-- START OF Data for this exercise --
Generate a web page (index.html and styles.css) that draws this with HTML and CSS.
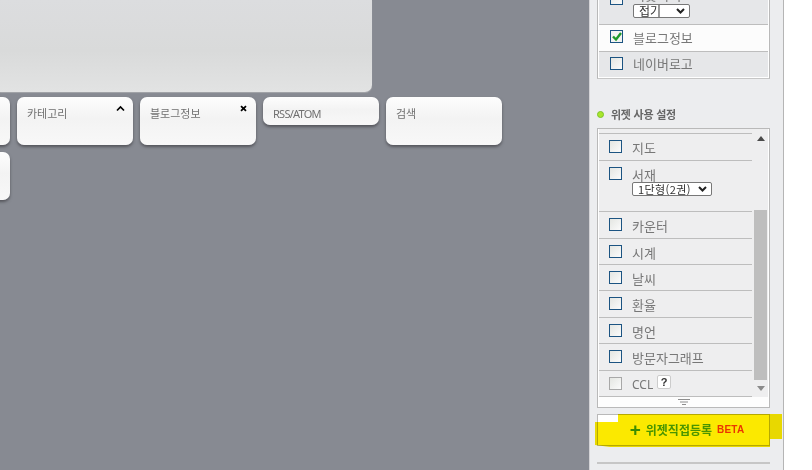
FILE: index.html
```html
<!DOCTYPE html>
<html lang="ko">
<head>
<meta charset="utf-8">
<title>위젯 설정</title>
<link rel="stylesheet" href="styles.css">
</head>
<body>
<div class="page">
  <main class="canvas">
    <div class="panel"></div>
    <div class="cards">
      <div class="card"></div>
      <div class="card"><span>카테고리</span>
        <svg class="mark" width="9" height="7" viewBox="0 0 9 7"><path d="M1 5.5 4.5 2 8 5.5" fill="none" stroke="#000" stroke-width="1.7"/></svg>
      </div>
      <div class="card"><span>블로그정보</span>
        <svg class="mark" width="9" height="7" viewBox="0 0 9 7"><path d="M2 1.2 7 5.8M7 1.2 2 5.8" fill="none" stroke="#000" stroke-width="1.8"/></svg>
      </div>
      <div class="card short"><span class="latin">RSS/ATOM</span></div>
      <div class="card"><span>검색</span></div>
      <div class="card"></div>
    </div>
  </main>
  <aside class="side">
    <div class="box top-box">
      <div class="row tint first">
        <i class="check"></i>
        <div class="stack"><span class="peek">이웃커넥트</span>
          <div class="sel fold"><span class="sel-text">접기</span><svg width="9" height="6" viewBox="0 0 9 6"><path d="M1 1 4.500 4.500 8 1" fill="none" stroke="#222" stroke-width="2"/></svg></div>
        </div>
      </div>
      <div class="row white"><i class="check on"><svg width="12" height="11" viewBox="0 0 12 11"><path d="M2 5.500 5 8.500 10 2" fill="none" stroke="#1d9a2a" stroke-width="2.400"/></svg></i><span>블로그정보</span></div>
      <div class="row tint"><i class="check"></i><span>네이버로고</span></div>
    </div>
    <h2 class="title"><i class="dot"></i>위젯 사용 설정</h2>
    <div class="box list-box">
      <div class="scroll">
        <div class="items">
          <div class="row wide"><i class="check"></i><span>지도</span></div>
          <div class="row tall"><i class="check"></i><div class="stack"><span class="peek">서재</span>
            <div class="sel book"><span class="sel-text">1단형(2권)</span><svg width="9" height="6" viewBox="0 0 9 6"><path d="M1 1 4.500 4.500 8 1" fill="none" stroke="#222" stroke-width="2"/></svg></div>
          </div></div>
          <div class="row wide"><i class="check"></i><span>카운터</span></div>
          <div class="row"><i class="check"></i><span>시계</span></div>
          <div class="row"><i class="check"></i><span>날씨</span></div>
          <div class="row wide"><i class="check"></i><span>환율</span></div>
          <div class="row"><i class="check"></i><span>명언</span></div>
          <div class="row wide"><i class="check"></i><span>방문자그래프</span></div>
          <div class="row"><i class="check off"></i><span class="ccl">CCL</span><b class="help">?</b></div>
        </div>
        <div class="bar">
          <svg class="arrow" width="10" height="5" viewBox="0 0 10 5"><path d="M5 0 9 5H1z" fill="#4a4a4a"/></svg>
          <div class="thumb"></div>
          <svg class="arrow down" width="10" height="5" viewBox="0 0 10 5"><path d="M1 0H9L5 5z" fill="#8a8a8a"/></svg>
        </div>
      </div>
      <div class="grip"><svg width="12" height="6" viewBox="0 0 12 6"><path d="M0 .5H12M2 3H10M4 5.500H8" stroke="#8f8f8f" fill="none"/></svg></div>
    </div>
    <div class="add">
      <span class="plus">+</span><span class="add-label">위젯직접등록</span><span class="beta">BETA</span>
      <svg class="marker" width="188" height="36" viewBox="0 0 188 36"><path d="M23 1H187V26H175V34H15L0 32V9H23z" fill="#fbe900"/></svg>
    </div>
    <hr class="rule">
  </aside>
  <div class="blank"></div>
</div>
</body>
</html>
```
FILE: styles.css
```css
* { box-sizing: border-box; }
html, body { margin: 0; height: 100%; background: #fff; overflow: hidden; }
body { font-family: "Noto Sans CJK KR", "Noto Sans", sans-serif; color: #666; }
.page { display: flex; width: 812px; height: 470px; overflow: hidden; }

.canvas { width: 589px; flex: none; background: #878a92; overflow: hidden; }
.panel {
  width: 372px; height: 92px;
  background: linear-gradient(180deg, #dcdddf 0%, #d9dada 55%, #e2e3e3 100%);
  border-bottom-right-radius: 7px;
  box-shadow: 0 1px 1px #a5a6aa;
}
.cards {
  display: flex; flex-wrap: wrap; align-items: flex-start; gap: 7px;
  width: 620px; margin: 5px 0 0 -106px;
}
.card {
  position: relative;
  width: 116px; height: 48px; padding: 8px 10px;
  border-radius: 7px;
  background: linear-gradient(180deg, #fdfdfd 0%, #f3f3f3 45%, #f8f8f8 100%);
  box-shadow: 0 2px 3px #55565c;
  font-size: 11px; line-height: 16px; color: #707070;
}
.card.short { height: 28px; }
.card:nth-child(6) { margin-right: 400px; }
.latin { font-family: "Noto Sans", sans-serif; letter-spacing: -.75px; }
.mark { position: absolute; top: 8px; right: 8px; }

.side {
  width: 195px; flex: none; padding: 0 13px 0 7px; height: 470px;
  background: #ecedef;
  border-left: 1px solid #d3d3d6; border-right: 1px solid #b5b5b5;
}
.blank { flex: 1; background: #fff; }

.box { border: 1px solid #b9b9b9; width: 173px; }
.top-box { height: 79px; border-top: 0; border-bottom-color: #c6c6c6; padding: 0 1px 1px; background: #fff; }
.row {
  display: flex; align-items: flex-start; gap: 10px;
  height: 26px; padding: 6px 0 0 10px;
  border-bottom: 1px solid #bdbdbd;
  font-size: 13px; line-height: 16px; color: #777;
}
.top-box .row { padding: 5px 0 0 11px; line-height: 14px; }
.tint { background: #e6e7e9; }
.white { background: #fcfcfc; }
.top-box .row.white { height: 27px; line-height: 16px; }
.top-box .row.first { height: 25px; padding-top: 0; }
.first .check { margin-top: -8px; }
.first .stack { margin-top: -14px; }
.top-box .row:last-child { border-bottom: 0; height: 25px; }

.check {
  display: block; flex: none; position: relative;
  width: 13px; height: 13px;
  border: 1px solid #1c5482;
  background: linear-gradient(135deg, #e4e6e2, #fbfbfb);
}
.check svg { position: absolute; top: 0; left: 0; }
.check.off { border-color: #a8a8a8; }
.check.on { background: #f2f4f2; }

.stack { display: flex; flex-direction: column; }
.peek { height: 15px; line-height: 15px; }
.first .peek { height: 18px; line-height: 18px; }
.sel {
  display: flex; align-items: center; justify-content: space-between;
  height: 14px; padding: 0 4px 0 5px;
  border: 1px solid #777; border-radius: 2px; background: #fff;
}
.sel-text { font-size: 12px; line-height: 12px; color: #333; }
.fold { width: 57px; }
.book { width: 80px; }
.book .sel-text { font-size: 11px; letter-spacing: .4px; }

.title {
  display: flex; align-items: center; gap: 7px;
  margin: 28px 0 6px 0; height: 15px;
  font-size: 11px; font-weight: 700; line-height: 15px; color: #666; letter-spacing: -.25px;
}
.dot {
  width: 7px; height: 7px; border-radius: 50%;
  background: #a9e62c; border: 1px solid #7cc42a;
}

.list-box { height: 280px; padding: 0 1px; background: #fff; }
.scroll { display: flex; height: 268px; background: #eeeeef; padding-top: 4px; }
.items { width: 153px; flex: none; border-top: 1px solid #bdbdbd; }
.items .row.wide { height: 27px; }
.items .row.tall { height: 51px; }
.ccl { font-family: "Noto Sans", sans-serif; font-size: 12px; margin-right: -6px; }
.help {
  width: 14px; height: 14px; margin-top: -2px;
  background: #fff; border: 1px solid #ccc; border-radius: 2px;
  font: 700 11px/12px "Liberation Sans", sans-serif; color: #333; text-align: center;
}
.bar { flex: 1; position: relative; }
.arrow { position: absolute; left: 4px; top: 3px; }
.arrow.down { top: 253px; }
.thumb { position: absolute; left: 2px; width: 13px; top: 77px; height: 170px; background: #bebebe; }
.grip { display: flex; justify-content: center; align-items: center; height: 10px; background: #fdfdfd; }

.add {
  position: relative;
  display: flex; align-items: center; justify-content: center;
  width: 173px; height: 32px; margin-top: 6px; padding-left: 7px;
  border: 1px solid #b9b9b9; background: #fff;
}
.marker { position: absolute; top: -2px; left: -3px; mix-blend-mode: multiply; }
.plus, .add-label, .beta { font-weight: 700; }
.plus { color: #3c9a0c; font: 700 19px/20px "Liberation Sans", sans-serif; margin-right: 5px; }
.add-label { color: #4aa30a; font-size: 12px; line-height: 16px; }
.beta { color: #ef3a12; font: 700 10px/16px "Liberation Sans", sans-serif; margin-left: 5px; letter-spacing: .2px; }
.rule { width: 173px; margin: 16px 0 0; border: 0; border-top: 2px solid #c6c6c6; }
```
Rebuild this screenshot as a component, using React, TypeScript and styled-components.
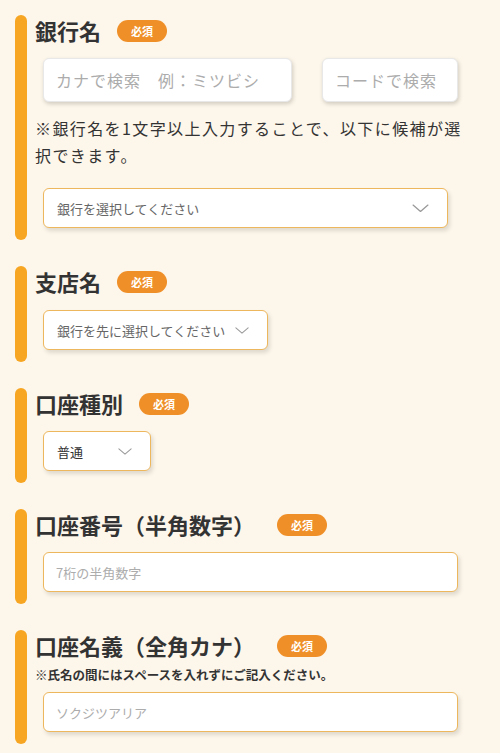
import React from 'react';
import styled, { createGlobalStyle } from 'styled-components';

const GlobalStyle = createGlobalStyle`
  html, body {
    margin: 0;
    padding: 0;
    background-color: #FDF6EA;
  }
  body {
    font-family: "Noto Sans CJK JP", "Noto Sans", sans-serif;
    color: #333;
  }
`;

const Page = styled.div`
  display: flex;
  flex-direction: column;
  gap: 26px;
  padding: 15px 34px 20px 15px;
`;

const Section = styled.section`
  display: flex;
  align-items: stretch;
`;

const Bar = styled.div`
  width: 12px;
  flex-shrink: 0;
  border-radius: 6px;
  background-color: #F6A623;
`;

const Content = styled.div`
  flex: 1;
  min-width: 0;
  padding: 0 0 12px 8px;
`;

const TitleRow = styled.div`
  display: flex;
  align-items: center;
  height: 30px;
`;

const Title = styled.h2`
  margin: 0;
  font-size: 22px;
  line-height: 30px;
  font-weight: 700;
  color: #333;
`;

const Badge = styled.span<{ $gap?: number }>`
  display: inline-flex;
  align-items: center;
  justify-content: center;
  width: 50px;
  height: 22px;
  margin: 2px 0 0 ${({ $gap }) => $gap ?? 16}px;
  border-radius: 11px;
  background-color: #EF8F27;
  color: #fff;
  font-size: 11px;
  font-weight: 700;
`;

const Field = styled.div<{ $top: number }>`
  display: flex;
  gap: 30px;
  margin: ${({ $top }) => $top}px 8px 0;
`;

const SearchInput = styled.input<{ $width: number }>`
  box-sizing: border-box;
  width: ${({ $width }) => $width}px;
  height: 44px;
  padding: 0 12px;
  border: 1px solid #e8e8e8;
  border-radius: 6px;
  background: #fff;
  box-shadow: 1px 2px 4px rgba(0, 0, 0, 0.18);
  font-family: inherit;
  font-size: 16px;
  letter-spacing: 1px;
  color: #333;
  outline: none;

  &::placeholder {
    color: #acacac;
  }
`;

const TextInput = styled.input`
  box-sizing: border-box;
  width: 100%;
  height: 40px;
  padding: 0 12px;
  border: 1.5px solid #EDB75D;
  border-radius: 6px;
  background: #fff;
  box-shadow: 2px 3px 4px rgba(0, 0, 0, 0.12);
  font-family: inherit;
  font-size: 13px;
  color: #333;
  outline: none;

  &::placeholder {
    color: #acacac;
  }
`;

const SelectBox = styled.div<{ $width?: number; $muted?: boolean }>`
  box-sizing: border-box;
  display: inline-flex;
  align-items: center;
  justify-content: space-between;
  gap: 10px;
  width: ${({ $width }) => ($width ? `${$width}px` : 'auto')};
  height: 40px;
  padding: 0 18px 0 13px;
  border: 1.5px solid #EDB75D;
  border-radius: 6px;
  background: #fff;
  box-shadow: 2px 3px 4px rgba(0, 0, 0, 0.12);
  font-size: 13px;
  color: ${({ $muted }) => ($muted ? '#666' : '#333')};
  cursor: pointer;
`;

const Note = styled.p`
  margin: 13px 0 0;
  font-size: 16px;
  line-height: 27px;
  letter-spacing: 1.4px;
  color: #333;
`;

const SmallNote = styled.p`
  margin: 6px 0 0;
  font-size: 12.5px;
  line-height: 18px;
  font-weight: 700;
  color: #333;
`;

const Chevron = ({ size = 16 }: { size?: number }) => (
  <svg width={size} height={size / 2} viewBox="0 0 16 8" fill="none">
    <polyline points="1,1 8,7 15,1" stroke="#9a9a9a" strokeWidth="1.2" strokeLinejoin="round" strokeLinecap="round" />
  </svg>
);

const Select = ({ label, width, muted, chevron }: { label: string; width?: number; muted?: boolean; chevron?: number }) => (
  <SelectBox $width={width} $muted={muted}>
    <span>{label}</span>
    <Chevron size={chevron} />
  </SelectBox>
);

const Heading = ({ children, gap }: { children: React.ReactNode; gap?: number }) => (
  <TitleRow>
    <Title>{children}</Title>
    <Badge $gap={gap}>必須</Badge>
  </TitleRow>
);

export default function App() {
  return (
    <>
      <GlobalStyle />
      <Page>
        <Section>
          <Bar />
          <Content>
            <Heading>銀行名</Heading>
            <Field $top={13}>
              <SearchInput $width={249} placeholder="カナで検索　例：ミツビシ" />
              <SearchInput $width={136} placeholder="コードで検索" />
            </Field>
            <Note>※銀行名を1文字以上入力することで、以下に候補が選択できます。</Note>
            <Field $top={19}>
              <Select label="銀行を選択してください" width={405} muted chevron={17} />
            </Field>
          </Content>
        </Section>

        <Section>
          <Bar />
          <Content>
            <Heading>支店名</Heading>
            <Field $top={14}>
              <Select label="銀行を先に選択してください" muted chevron={14} />
            </Field>
          </Content>
        </Section>

        <Section>
          <Bar />
          <Content>
            <Heading>口座種別</Heading>
            <Field $top={13}>
              <Select label="普通" width={108} chevron={14} />
            </Field>
          </Content>
        </Section>

        <Section>
          <Bar />
          <Content>
            <Heading gap={22}>口座番号（半角数字）</Heading>
            <Field $top={13}>
              <TextInput placeholder="7桁の半角数字" />
            </Field>
          </Content>
        </Section>

        <Section>
          <Bar />
          <Content>
            <Heading gap={22}>口座名義（全角カナ）</Heading>
            <SmallNote>※氏名の間にはスペースを入れずにご記入ください。</SmallNote>
            <Field $top={8}>
              <TextInput placeholder="ソクジツアリア" />
            </Field>
          </Content>
        </Section>
      </Page>
    </>
  );
}
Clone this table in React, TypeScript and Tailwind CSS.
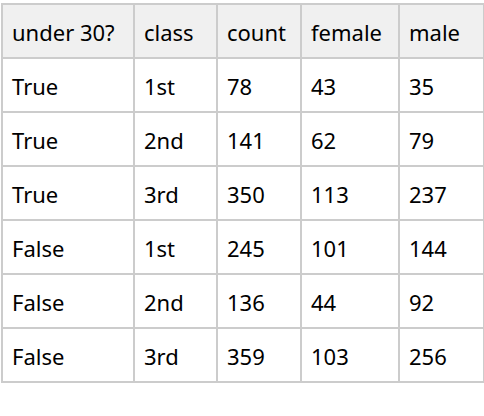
import React from 'react';

const headers = ['under 30?', 'class', 'count', 'female', 'male'];

const rows = [
    ['True', '1st', '78', '43', '35'],
    ['True', '2nd', '141', '62', '79'],
    ['True', '3rd', '350', '113', '237'],
    ['False', '1st', '245', '101', '144'],
    ['False', '2nd', '136', '44', '92'],
    ['False', '3rd', '359', '103', '256'],
];

const widths = ['w-[132px]', 'w-[83px]', 'w-[84px]', 'w-[98px]', 'w-[85px]'];

export default function App() {
    return (
        <div className="w-[484px] h-[416px] bg-white pt-[3px] pl-[1px]" style={{ fontFamily: '"Noto Sans", sans-serif' }}>
            <table className="table-fixed border-collapse border-2 border-[#cccccc] w-[482px] text-[22px] text-black">
                <colgroup>
                    {widths.map((w, i) => (
                        <col key={i} className={w} />
                    ))}
                </colgroup>
                <thead>
                    <tr className="h-[54px] bg-[#f0f0f0]">
                        {headers.map((h) => (
                            <th key={h} className="border-2 border-[#cccccc] px-[9px] pt-[3px] pb-0 text-left font-normal whitespace-nowrap">
                                {h}
                            </th>
                        ))}
                    </tr>
                </thead>
                <tbody>
                    {rows.map((r, i) => (
                        <tr key={i} className="h-[54px]">
                            {r.map((c, j) => (
                                <td key={j} className="border-2 border-[#cccccc] px-[9px] pt-[3px] pb-0 text-left">
                                    {c}
                                </td>
                            ))}
                        </tr>
                    ))}
                </tbody>
            </table>
        </div>
    );
}
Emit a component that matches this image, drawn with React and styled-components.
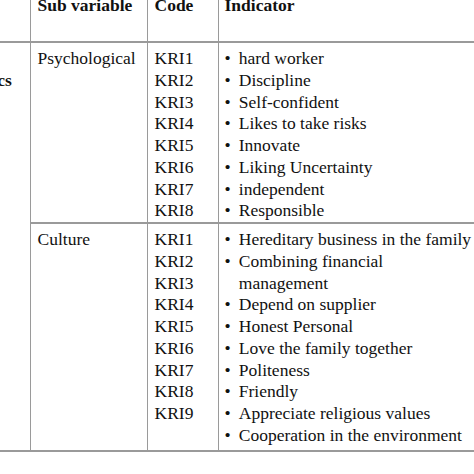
import React from 'react';
import styled, { createGlobalStyle } from 'styled-components';

const Global = createGlobalStyle`
  html, body {
    margin: 0;
    padding: 0;
    background: #fff;
    overflow: hidden;
  }
  body {
    font-family: 'Liberation Serif', 'Times New Roman', serif;
    color: #111;
  }
`;

const Page = styled.div`
  width: 474px;
  height: 474px;
  overflow: hidden;
  position: relative;
`;

const Table = styled.table`
  border-collapse: collapse;
  margin-top: -10px;
  margin-left: -110px;
  font-family: 'Liberation Serif', 'Times New Roman', serif;
  font-size: 17.5px;
  line-height: 21.75px;
  table-layout: fixed;
  width: 700px;
  color: #111;
`;

const lineColor = '#9a9a9a';

const HeadCell = styled.th`
  text-align: left;
  vertical-align: top;
  font-weight: 700;
  height: 52px;
  padding: 5px ${({ $pad }) => $pad ?? 7}px 0;
  box-sizing: border-box;
  border-bottom: 2px solid ${lineColor};
  border-left: ${({ $first }) => ($first ? 'none' : `1px solid ${lineColor}`)};
  white-space: nowrap;
`;

const Cell = styled.td`
  vertical-align: top;
  padding: 5px ${({ $pad }) => $pad ?? 7}px ${({ $bottom }) => $bottom ?? 0}px;
  border-left: ${({ $first }) => ($first ? 'none' : `1px solid ${lineColor}`)};
  border-bottom: 2px solid ${lineColor};
  white-space: nowrap;
`;

const VarName = styled.div`
  font-weight: 700;
  padding-left: 13px;
`;

const Code = styled.div``;

const List = styled.ul`
  list-style: none;
  margin: 0;
  padding: 0 0 0 6px;
`;

const Item = styled.li`
  display: flex;
  &::before {
    content: '•';
    flex: 0 0 14.3px;
  }
`;

const groups = [
  {
    name: 'Psychological',
    codes: ['KRI1', 'KRI2', 'KRI3', 'KRI4', 'KRI5', 'KRI6', 'KRI7', 'KRI8'],
    items: [
      'hard worker',
      'Discipline',
      'Self-confident',
      'Likes to take risks',
      'Innovate',
      'Liking Uncertainty',
      'independent',
      'Responsible',
    ],
    bottom: 0,
  },
  {
    name: 'Culture',
    codes: ['KRI1', 'KRI2', 'KRI3', 'KRI4', 'KRI5', 'KRI6', 'KRI7', 'KRI8', 'KRI9'],
    items: [
      'Hereditary business in the family',
      ['Combining financial', 'management'],
      'Depend on supplier',
      'Honest Personal',
      'Love the family together',
      'Politeness',
      'Friendly',
      'Appreciate religious values',
      'Cooperation in the environment',
    ],
    bottom: 3,
  },
];

const App = () => (
  <Page>
    <Global />
    <Table>
      <colgroup>
        <col style={{ width: 140 }} />
        <col style={{ width: 117 }} />
        <col style={{ width: 71 }} />
        <col />
      </colgroup>
      <thead>
        <tr>
          <HeadCell $first>Variable</HeadCell>
          <HeadCell>Sub variable</HeadCell>
          <HeadCell>Code</HeadCell>
          <HeadCell $pad={6}>Indicator</HeadCell>
        </tr>
      </thead>
      <tbody>
        {groups.map((g, gi) => (
          <tr key={g.name}>
            {gi === 0 && (
              <Cell $first rowSpan={2} $pad={0}>
                <VarName>
                  Business
                  <br />
                  characteristics
                </VarName>
              </Cell>
            )}
            <Cell $bottom={g.bottom}>{g.name}</Cell>
            <Cell $bottom={g.bottom}>
              {g.codes.map((c) => (
                <Code key={c}>{c}</Code>
              ))}
            </Cell>
            <Cell $pad={0} $bottom={g.bottom}>
              <List>
                {g.items.map((it, i) => (
                  <Item key={i}>
                    {Array.isArray(it) ? (
                      <span>
                        {it[0]}
                        <br />
                        {it[1]}
                      </span>
                    ) : (
                      <span>{it}</span>
                    )}
                  </Item>
                ))}
              </List>
            </Cell>
          </tr>
        ))}
      </tbody>
    </Table>
  </Page>
);

export default App;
-- END OF Data for this exercise --
• **Exercise instructions**
Using the entries above, write out exactly the lines from the one with "Clone this table" through the one with "['w-[132px]', 'w-[83px]', 'w-[84px]', 'w-[98px]', 'w-[85px]'];", ends included. Leave out any pictures.

• **Answer below**
Clone this table in React, TypeScript and Tailwind CSS.
import React from 'react';

const headers = ['under 30?', 'class', 'count', 'female', 'male'];

const rows = [
    ['True', '1st', '78', '43', '35'],
    ['True', '2nd', '141', '62', '79'],
    ['True', '3rd', '350', '113', '237'],
    ['False', '1st', '245', '101', '144'],
    ['False', '2nd', '136', '44', '92'],
    ['False', '3rd', '359', '103', '256'],
];

const widths = ['w-[132px]', 'w-[83px]', 'w-[84px]', 'w-[98px]', 'w-[85px]'];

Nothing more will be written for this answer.